Factually, then, subject restrictions do not line up nicely according to other verb classifications. Verbs that take incremental themes may or may not impose subject restrictions. Verb-particle combinations that encode something like a cause and a result state also may or may not impose subject restrictions. There seems to be no independent classification of verbal phenomena that correlates with subject restrictions.

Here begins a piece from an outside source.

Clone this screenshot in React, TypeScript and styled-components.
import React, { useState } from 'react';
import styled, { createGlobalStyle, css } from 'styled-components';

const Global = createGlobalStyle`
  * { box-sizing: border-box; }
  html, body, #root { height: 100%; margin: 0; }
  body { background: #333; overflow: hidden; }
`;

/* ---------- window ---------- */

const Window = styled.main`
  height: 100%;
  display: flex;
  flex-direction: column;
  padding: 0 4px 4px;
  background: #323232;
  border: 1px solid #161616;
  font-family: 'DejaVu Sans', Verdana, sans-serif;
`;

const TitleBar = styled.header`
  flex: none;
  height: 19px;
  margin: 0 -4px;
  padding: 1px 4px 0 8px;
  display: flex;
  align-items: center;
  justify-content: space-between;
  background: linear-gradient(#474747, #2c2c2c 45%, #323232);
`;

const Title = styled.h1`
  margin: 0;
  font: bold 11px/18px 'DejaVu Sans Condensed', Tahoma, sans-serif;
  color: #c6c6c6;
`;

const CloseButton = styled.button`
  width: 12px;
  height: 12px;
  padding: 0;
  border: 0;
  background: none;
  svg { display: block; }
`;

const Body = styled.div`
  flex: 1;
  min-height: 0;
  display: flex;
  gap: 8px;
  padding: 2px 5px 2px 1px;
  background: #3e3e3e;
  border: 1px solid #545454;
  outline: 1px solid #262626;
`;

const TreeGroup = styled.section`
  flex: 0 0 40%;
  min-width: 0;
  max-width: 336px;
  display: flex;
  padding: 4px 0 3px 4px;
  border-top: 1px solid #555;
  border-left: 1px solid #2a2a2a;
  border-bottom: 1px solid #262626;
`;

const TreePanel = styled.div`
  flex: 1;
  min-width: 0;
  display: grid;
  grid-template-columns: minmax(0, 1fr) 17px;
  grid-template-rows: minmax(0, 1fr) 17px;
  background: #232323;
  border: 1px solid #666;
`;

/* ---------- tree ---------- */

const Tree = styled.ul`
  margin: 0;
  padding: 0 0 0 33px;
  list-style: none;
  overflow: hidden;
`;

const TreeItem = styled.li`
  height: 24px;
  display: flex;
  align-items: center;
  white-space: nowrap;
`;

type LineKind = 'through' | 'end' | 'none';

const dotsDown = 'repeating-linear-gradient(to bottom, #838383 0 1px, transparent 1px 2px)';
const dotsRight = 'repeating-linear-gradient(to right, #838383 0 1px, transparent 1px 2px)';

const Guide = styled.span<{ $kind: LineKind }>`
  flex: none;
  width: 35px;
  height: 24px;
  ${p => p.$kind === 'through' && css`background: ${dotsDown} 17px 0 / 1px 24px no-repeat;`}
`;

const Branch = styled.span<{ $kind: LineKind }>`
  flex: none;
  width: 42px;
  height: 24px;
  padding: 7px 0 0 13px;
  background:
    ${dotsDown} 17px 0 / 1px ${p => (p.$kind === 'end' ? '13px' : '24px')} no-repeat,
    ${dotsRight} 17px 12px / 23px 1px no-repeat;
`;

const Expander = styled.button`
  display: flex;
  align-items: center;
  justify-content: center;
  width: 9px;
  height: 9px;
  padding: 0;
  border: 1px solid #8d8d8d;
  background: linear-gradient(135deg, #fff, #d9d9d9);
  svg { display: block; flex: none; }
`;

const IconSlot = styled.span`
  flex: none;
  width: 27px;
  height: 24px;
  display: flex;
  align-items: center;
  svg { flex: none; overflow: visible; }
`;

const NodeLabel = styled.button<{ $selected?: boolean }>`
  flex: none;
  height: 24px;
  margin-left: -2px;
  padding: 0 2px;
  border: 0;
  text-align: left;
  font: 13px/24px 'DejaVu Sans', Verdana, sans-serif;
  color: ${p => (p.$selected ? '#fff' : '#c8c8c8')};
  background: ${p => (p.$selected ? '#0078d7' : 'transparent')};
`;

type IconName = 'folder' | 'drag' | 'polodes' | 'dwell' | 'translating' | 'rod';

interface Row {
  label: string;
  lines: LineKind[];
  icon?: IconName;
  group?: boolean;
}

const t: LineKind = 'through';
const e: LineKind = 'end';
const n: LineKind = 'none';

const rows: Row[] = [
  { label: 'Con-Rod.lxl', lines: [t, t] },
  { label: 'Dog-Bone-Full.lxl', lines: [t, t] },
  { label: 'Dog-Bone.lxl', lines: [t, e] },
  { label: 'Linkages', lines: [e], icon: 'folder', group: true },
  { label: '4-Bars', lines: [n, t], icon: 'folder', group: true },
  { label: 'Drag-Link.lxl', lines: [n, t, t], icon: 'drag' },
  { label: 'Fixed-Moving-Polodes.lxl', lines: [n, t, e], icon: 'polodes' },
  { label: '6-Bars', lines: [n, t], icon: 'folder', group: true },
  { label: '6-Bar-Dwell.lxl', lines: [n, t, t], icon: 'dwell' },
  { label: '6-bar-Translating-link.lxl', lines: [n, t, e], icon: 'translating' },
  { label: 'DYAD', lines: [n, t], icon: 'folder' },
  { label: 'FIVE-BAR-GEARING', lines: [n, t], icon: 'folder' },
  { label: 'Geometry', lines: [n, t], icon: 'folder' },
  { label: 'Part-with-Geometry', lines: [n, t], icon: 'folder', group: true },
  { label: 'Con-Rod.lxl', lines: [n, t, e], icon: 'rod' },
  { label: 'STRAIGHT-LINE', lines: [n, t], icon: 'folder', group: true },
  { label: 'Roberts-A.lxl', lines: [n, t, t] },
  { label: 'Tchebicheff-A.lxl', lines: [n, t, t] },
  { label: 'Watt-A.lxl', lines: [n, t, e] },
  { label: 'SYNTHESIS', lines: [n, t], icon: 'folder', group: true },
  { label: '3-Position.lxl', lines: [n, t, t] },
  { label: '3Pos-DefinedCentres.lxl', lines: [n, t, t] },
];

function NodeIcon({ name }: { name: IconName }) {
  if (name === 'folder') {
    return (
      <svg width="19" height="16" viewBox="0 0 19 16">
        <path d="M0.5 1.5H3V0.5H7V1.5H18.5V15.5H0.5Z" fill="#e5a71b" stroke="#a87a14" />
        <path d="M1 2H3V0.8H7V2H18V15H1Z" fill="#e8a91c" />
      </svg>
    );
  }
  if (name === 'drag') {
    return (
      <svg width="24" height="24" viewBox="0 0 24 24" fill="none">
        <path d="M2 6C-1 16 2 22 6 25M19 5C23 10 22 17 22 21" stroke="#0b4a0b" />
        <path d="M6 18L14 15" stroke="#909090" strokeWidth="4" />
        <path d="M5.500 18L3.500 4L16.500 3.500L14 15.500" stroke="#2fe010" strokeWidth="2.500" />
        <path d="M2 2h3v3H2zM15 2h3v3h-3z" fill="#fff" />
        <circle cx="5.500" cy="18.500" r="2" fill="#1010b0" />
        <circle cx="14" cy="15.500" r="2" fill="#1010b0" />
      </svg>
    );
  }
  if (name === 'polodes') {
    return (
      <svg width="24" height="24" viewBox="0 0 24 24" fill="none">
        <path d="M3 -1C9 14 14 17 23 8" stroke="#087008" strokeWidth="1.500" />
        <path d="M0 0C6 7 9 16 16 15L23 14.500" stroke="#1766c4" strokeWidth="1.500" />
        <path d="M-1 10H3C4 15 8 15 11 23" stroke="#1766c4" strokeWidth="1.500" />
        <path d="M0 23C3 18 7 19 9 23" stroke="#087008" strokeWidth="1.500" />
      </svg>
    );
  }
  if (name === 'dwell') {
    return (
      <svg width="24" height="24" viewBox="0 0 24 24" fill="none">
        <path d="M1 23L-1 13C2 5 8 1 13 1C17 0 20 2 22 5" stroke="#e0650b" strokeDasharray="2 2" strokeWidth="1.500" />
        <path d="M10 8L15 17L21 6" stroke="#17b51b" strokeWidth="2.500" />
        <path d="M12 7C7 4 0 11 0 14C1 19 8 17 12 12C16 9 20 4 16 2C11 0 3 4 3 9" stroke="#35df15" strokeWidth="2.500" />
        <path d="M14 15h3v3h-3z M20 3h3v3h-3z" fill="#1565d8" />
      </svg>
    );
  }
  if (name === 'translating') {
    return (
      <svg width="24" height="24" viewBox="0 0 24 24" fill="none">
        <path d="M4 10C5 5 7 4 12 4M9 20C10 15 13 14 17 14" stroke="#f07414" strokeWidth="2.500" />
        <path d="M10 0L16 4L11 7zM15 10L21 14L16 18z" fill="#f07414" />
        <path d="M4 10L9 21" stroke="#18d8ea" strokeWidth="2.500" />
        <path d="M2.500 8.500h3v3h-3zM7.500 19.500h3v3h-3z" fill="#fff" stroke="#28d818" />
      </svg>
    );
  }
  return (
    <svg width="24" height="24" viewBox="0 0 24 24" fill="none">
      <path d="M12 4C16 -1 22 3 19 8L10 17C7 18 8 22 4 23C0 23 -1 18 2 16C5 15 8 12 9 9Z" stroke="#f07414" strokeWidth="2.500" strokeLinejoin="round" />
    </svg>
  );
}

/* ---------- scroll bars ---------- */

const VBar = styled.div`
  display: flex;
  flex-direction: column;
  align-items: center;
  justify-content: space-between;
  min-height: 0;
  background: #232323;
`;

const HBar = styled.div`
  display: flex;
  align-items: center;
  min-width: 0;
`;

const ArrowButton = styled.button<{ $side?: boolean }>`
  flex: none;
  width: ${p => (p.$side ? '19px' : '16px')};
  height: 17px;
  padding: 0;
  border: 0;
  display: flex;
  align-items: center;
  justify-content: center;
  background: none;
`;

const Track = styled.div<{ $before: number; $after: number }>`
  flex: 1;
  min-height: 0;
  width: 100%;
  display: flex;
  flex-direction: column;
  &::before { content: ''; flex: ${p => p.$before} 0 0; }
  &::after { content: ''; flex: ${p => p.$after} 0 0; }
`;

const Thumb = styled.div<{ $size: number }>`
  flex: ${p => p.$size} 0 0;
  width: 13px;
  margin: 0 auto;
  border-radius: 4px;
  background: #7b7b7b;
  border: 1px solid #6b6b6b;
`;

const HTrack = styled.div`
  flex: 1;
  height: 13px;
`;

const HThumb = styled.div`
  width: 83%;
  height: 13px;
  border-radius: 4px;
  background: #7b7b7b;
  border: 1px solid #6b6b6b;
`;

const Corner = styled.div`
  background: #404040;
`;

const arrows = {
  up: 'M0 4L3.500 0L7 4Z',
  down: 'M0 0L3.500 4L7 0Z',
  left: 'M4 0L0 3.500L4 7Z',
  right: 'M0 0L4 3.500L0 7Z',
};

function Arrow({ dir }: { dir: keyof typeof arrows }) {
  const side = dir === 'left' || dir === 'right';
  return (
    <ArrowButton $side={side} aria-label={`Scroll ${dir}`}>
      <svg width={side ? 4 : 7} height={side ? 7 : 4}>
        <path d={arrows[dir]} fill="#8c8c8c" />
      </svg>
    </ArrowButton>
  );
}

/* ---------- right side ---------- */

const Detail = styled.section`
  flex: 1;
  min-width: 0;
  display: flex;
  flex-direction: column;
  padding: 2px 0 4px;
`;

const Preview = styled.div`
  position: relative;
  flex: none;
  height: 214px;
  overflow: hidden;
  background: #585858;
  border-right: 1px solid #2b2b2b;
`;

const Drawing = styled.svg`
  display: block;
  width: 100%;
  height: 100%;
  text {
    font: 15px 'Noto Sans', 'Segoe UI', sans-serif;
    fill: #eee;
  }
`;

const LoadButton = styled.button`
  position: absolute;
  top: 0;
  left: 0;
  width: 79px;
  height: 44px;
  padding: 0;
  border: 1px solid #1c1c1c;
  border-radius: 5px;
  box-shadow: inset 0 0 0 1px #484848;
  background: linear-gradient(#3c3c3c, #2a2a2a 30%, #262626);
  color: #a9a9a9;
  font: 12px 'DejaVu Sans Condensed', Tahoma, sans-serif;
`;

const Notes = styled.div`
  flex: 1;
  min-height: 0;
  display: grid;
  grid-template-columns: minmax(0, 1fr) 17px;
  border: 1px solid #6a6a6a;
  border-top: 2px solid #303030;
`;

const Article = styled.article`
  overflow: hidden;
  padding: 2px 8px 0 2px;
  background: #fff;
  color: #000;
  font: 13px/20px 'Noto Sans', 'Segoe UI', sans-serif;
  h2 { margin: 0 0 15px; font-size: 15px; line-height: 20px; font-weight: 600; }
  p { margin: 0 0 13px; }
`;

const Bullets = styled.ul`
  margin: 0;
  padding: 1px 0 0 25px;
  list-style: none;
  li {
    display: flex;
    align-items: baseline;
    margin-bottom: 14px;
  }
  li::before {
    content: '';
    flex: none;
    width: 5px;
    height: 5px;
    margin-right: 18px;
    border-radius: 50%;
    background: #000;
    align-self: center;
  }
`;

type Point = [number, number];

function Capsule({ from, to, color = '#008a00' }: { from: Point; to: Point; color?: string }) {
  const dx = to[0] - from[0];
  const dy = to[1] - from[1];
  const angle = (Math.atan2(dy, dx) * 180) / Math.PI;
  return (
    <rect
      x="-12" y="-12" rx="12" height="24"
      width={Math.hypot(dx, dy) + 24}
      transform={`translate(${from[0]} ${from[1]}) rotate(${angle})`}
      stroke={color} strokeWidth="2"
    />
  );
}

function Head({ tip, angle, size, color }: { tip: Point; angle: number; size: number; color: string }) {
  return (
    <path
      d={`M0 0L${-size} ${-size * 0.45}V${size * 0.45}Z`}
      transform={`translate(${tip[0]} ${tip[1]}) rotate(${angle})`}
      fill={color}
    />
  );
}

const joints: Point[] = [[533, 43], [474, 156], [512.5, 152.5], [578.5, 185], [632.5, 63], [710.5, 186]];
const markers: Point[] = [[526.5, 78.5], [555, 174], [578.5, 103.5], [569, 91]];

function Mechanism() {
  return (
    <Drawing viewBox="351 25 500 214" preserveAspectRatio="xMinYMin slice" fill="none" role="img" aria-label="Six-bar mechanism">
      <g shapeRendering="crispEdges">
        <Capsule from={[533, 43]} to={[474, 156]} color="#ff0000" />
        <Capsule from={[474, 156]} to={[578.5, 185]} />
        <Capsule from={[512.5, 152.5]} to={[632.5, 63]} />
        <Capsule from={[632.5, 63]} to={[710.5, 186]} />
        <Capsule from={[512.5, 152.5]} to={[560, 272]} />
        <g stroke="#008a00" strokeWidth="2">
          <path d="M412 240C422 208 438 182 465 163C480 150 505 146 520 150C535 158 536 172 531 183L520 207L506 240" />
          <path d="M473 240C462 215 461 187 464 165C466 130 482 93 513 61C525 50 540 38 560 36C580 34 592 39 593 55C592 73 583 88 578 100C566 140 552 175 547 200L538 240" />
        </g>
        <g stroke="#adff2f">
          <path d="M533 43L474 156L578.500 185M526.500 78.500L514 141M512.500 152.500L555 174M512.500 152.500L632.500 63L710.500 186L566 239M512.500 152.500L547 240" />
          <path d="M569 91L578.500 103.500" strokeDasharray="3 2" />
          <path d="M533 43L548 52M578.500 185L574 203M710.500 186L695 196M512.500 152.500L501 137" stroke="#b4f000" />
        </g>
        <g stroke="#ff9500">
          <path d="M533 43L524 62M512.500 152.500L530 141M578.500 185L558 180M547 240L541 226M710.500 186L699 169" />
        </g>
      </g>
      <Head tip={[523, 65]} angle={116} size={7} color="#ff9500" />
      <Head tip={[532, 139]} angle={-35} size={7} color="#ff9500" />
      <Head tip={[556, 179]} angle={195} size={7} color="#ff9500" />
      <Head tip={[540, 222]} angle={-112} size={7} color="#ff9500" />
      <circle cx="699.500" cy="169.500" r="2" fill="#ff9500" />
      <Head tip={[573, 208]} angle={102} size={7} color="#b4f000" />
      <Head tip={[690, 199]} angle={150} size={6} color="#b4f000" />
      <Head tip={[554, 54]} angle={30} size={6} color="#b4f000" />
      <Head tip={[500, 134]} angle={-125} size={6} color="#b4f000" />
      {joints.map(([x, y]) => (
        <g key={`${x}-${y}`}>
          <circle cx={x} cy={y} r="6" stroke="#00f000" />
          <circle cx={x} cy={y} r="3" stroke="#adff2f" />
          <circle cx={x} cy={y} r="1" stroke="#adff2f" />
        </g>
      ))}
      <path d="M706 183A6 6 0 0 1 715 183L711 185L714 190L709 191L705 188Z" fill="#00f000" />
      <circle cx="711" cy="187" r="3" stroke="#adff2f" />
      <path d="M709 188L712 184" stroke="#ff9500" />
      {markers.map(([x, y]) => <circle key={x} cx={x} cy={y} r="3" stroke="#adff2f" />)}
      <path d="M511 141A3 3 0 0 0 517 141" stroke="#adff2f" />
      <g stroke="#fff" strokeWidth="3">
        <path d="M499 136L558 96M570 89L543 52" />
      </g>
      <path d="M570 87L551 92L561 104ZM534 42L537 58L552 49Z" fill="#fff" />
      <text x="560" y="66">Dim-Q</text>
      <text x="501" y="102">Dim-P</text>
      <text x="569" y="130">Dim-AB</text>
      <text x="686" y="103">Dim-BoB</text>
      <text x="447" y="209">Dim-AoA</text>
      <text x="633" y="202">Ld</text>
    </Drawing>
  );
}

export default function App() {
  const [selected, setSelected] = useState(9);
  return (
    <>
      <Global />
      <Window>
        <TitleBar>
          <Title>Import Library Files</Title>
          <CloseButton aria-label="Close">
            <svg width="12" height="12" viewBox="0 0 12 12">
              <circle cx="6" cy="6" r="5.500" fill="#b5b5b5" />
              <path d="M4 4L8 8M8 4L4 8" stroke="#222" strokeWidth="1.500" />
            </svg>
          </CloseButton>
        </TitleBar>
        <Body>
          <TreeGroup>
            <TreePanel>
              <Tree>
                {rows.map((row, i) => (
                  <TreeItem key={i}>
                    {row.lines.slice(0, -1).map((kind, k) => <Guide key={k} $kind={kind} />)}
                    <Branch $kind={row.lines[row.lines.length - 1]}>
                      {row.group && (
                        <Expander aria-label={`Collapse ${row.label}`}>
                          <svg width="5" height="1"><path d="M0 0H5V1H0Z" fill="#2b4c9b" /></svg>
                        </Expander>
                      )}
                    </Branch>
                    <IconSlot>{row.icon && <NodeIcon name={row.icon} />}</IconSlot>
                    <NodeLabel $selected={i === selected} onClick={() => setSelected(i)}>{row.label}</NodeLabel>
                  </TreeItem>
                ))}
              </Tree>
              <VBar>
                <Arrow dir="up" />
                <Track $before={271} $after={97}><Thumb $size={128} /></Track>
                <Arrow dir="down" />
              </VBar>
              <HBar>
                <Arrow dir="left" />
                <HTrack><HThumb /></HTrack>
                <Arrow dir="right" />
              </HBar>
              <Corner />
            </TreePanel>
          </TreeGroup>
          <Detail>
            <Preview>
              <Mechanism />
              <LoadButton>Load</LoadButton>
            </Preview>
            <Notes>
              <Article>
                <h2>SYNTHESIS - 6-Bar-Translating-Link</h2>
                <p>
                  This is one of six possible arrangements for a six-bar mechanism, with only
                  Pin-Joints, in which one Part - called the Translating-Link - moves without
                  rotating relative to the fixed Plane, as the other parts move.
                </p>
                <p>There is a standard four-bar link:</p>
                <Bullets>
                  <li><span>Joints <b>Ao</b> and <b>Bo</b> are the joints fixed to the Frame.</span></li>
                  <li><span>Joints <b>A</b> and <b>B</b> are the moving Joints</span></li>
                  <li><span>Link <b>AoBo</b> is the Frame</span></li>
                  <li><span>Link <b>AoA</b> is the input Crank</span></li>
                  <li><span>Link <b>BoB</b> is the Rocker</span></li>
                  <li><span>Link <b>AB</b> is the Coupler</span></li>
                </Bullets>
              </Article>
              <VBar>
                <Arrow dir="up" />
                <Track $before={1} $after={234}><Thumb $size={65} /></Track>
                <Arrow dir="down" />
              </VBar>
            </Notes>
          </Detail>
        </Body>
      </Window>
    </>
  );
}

Rather, it seems to me that a verb taking only an intentional subject is simply part of our lexical knowledge of that particular verb, in combination with world knowledge. Take the difference between kill and murder. Aspectually these two verbs are identical, but the former imposes no restriction on its subject while the latter does. This is clearly because of the lexical meaning of murder: it includes intentionality in its meaning. Turning to consumption verbs, verbs like eat also seem to require intentionality of their subjects; presumably eat means something like "consume with a mouth," which requires that its subject have a mouth that the subject controls. Adding a particle appears to refocus the meaning of the verb on the resulting state of the object, with the effect that the subject restrictions disappear. However, with put away the opposite happens: put by itself only involves changing (or specifying) something's location, with no intentionality involved. But adding away to create a resultative consumption verb adds the implication of desire and volition.

In summary, although there appear to be generalizations regarding which verbs impose restrictions on their subjects, this is not true; if one looks around, one discovers exceptions in every possible way.

References:

Folli, Raffaella, and Heidi Harley (2005), "Flavors of v." In Paula Kempchinsky and Roumyana Slabakova, eds., Aspectual Inquiries, Dordrecht: Springer, pp. 95–120.

Krifka, Manfred (1992), "Thematic Relations as Links between Nominal Reference and Temporal Constitution." In Ivan Sag and Anna Szabolcsi, eds., Lexical Matters, Stanford, CA: CSLI Publications, pp. 29–53.

Ramchand, Gillian Catriona (2008), Verb Meaning and the Lexicon: A First-Phase Syntax. Cambridge: Cambridge University Press.